The state of the oxide layer is related to the internal heat source of the oxide layer and the heat transfer between the heavy metallic layer and the oxide layer. When there is a sufficient internal heat source in the oxide layer, the heat is transmitted from the oxide layer to the metallic layer and heavy metallic layer, and the maximum temperature of the oxide layer is inside the oxide layer. When the maximum temperature is higher than the melting point of the oxide layer, a molten oxide layer is formed with crust. When there is an insufficient heat source in the oxide layer, the heat in the heavy metallic layer is transmitted to the oxide layer, and the maximum temperature of the oxide layer is at the bottom of the oxide layer. The solidification of the metallic layer is related to the internal heat source and upward heat transfer from the oxide layer to the metallic layer, and it is generally believed that the internal heat source in the metallic layer is low, and the solidification of the metallic layer is mainly related to the upward heat transfer from oxide layer.

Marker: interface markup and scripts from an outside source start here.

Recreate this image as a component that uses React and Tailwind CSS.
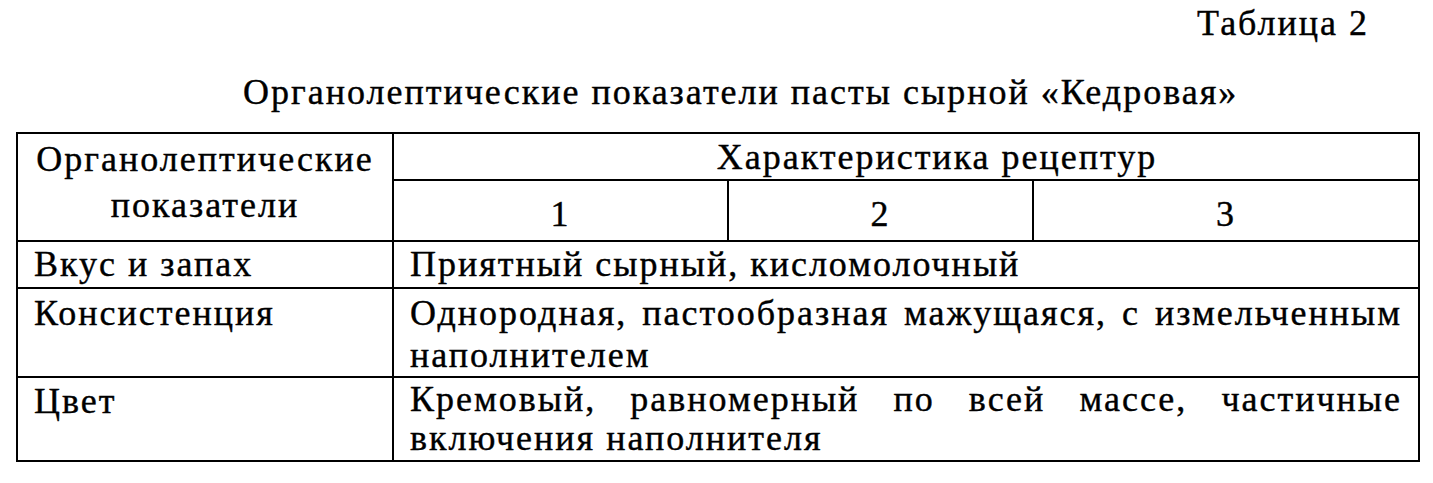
export default function App() {
  const cell = 'border-2 border-black px-4 align-top';
  return (
    <div className="w-[1433px] h-[483px] bg-white text-black overflow-hidden tracking-[2px] [-webkit-text-stroke:0.4px_black]" style={{ fontFamily: '"Liberation Serif", "Times New Roman", serif' }}>
      <div className="flex justify-end pr-[64px] pt-[2px] h-[62px] text-[36px] leading-[42px]">Таблица 2</div>
      <div className="pl-[243px] h-[70px] text-[36px] leading-[42px] pt-[9px]">Органолептические показатели пасты сырной «Кедровая»</div>
      <table className="ml-[16px] w-[1402px] table-fixed border-collapse text-[36px] leading-[42px]">
        <colgroup>
          <col className="w-[376px]" />
          <col className="w-[335px]" />
          <col className="w-[305px]" />
          <col className="w-[386px]" />
        </colgroup>
        <tbody>
          <tr className="h-[47px]">
            <td rowSpan={2} className={`${cell} text-center align-middle leading-[46px] pt-[2px]`}>
              Органолептические<br />показатели
            </td>
            <td colSpan={3} className={`${cell} text-center pt-[2px] pl-[78px]`}>Характеристика рецептур</td>
          </tr>
          <tr className="h-[61px]">
            <td className={`${cell} text-center pt-[12px]`}>1</td>
            <td className={`${cell} text-center pt-[12px]`}>2</td>
            <td className={`${cell} text-center pt-[12px]`}>3</td>
          </tr>
          <tr className="h-[47px]">
            <td className={`${cell} pt-[1px]`}>Вкус и запах</td>
            <td colSpan={3} className={`${cell} pt-[1px]`}>Приятный сырный, кисломолочный</td>
          </tr>
          <tr className="h-[88px]">
            <td className={`${cell} pt-[3px]`}>Консистенция</td>
            <td colSpan={3} className={`${cell} pt-[3px] text-justify`}>Однородная, пастообразная мажущаяся, с измельченным наполнителем</td>
          </tr>
          <tr className="h-[84px]">
            <td className={`${cell} pt-[2px]`}>Цвет</td>
            <td colSpan={3} className={`${cell} pt-[2px] text-justify leading-[39px]`}>Кремовый, равномерный по всей массе, частичные включения наполнителя</td>
          </tr>
        </tbody>
      </table>
    </div>
  );
}
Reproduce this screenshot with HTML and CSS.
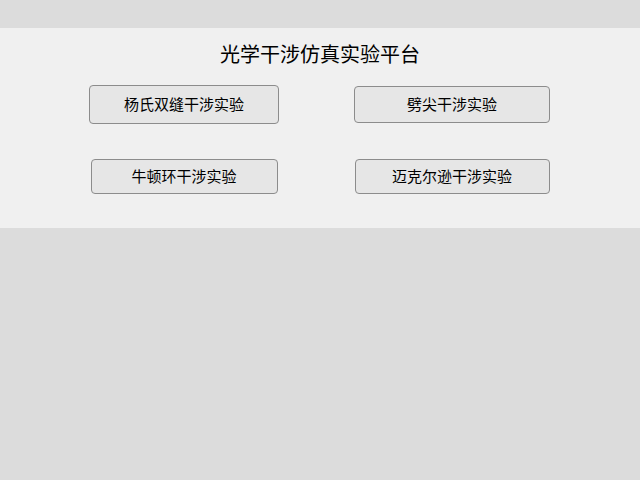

For the molten pool with a thicker heavy metallic layer, there is an obvious internal heat source in the lower heavy metallic layer. The solidification of the oxide layer is the key to molten pool configuration. For a thinner solidified oxide layer and metallic layer, it is considered that there is only conduction like an infinite plate. The temperature distribution in the oxide layer and metallic layer is shown in Figure 6. The oxide layer is parabolic and the metallic layer is linear based on whether there is an internal heat source. When heat is transferred from a heavy metallic layer to an oxide layer, the maximum temperature of the oxide layer is in contact with the oxide layer, but it is not the vertex of the parabola. When heat is transferred from the oxide layer to the heavy metallic layer, the maximum temperature of the oxide layer is inside the oxide layer, which is the vertex of the parabola.

FIGURE 6

FIGURE 6. Schematic diagram of temperature gradient in the solid oxide layer.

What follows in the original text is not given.